A careful pre-signing review is one of the easiest ways to protect your timeline.

How to expedite apostille processing for business and personal documents

Personal documents usually move fastest when the client already has the correct certified copy or is ready for a proper notarization. Business documents move fastest when the signer has authority, the entity name matches the state record exactly, and any supporting certifications are gathered in advance.

For companies, delays often come from internal approval bottlenecks rather than the apostille office itself. A contract may be ready, but the officer is traveling. A corporate resolution is needed, but no one requested it. If the document is tied to a transaction or foreign filing, line up signers and supporting paperwork before booking the apostille step.

For individuals, the main issue is usually document type. The wrong birth certificate, the wrong school record, or an unsigned affidavit can add days quickly. A quick review before submission can save a much longer wait later.

Leatha Petersen Notary Public helps clients simplify this process by handling notarization and authentication support with a focus on speed, accuracy, and full-process coordination.

When urgent service makes sense

Urgent processing is worth considering when a delayed document could affect travel, enrollment, legal deadlines, contract performance, or closing schedules. In those cases, paying for professional handling can be more cost-effective than losing time to corrections and resubmissions.
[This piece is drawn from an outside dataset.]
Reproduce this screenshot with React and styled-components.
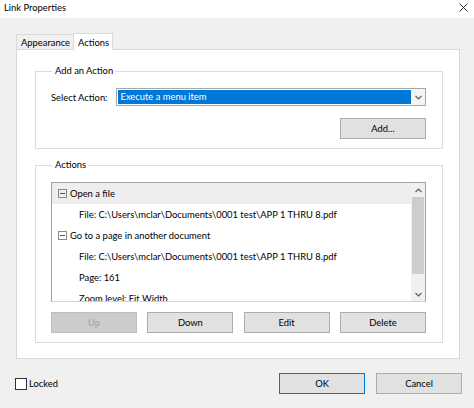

Still, urgent service is not a magic fix. Some delays come from agency rules, document retrieval times, or foreign requirements that cannot be skipped. The realistic goal is to remove preventable friction, not promise an impossible turnaround.

If your document must be accepted abroad by a specific date, start with a document review and timeline check. That gives you the best chance of moving quickly without creating new problems. When apostille work is handled with precision from the beginning, fast and hassle-free becomes much more realistic.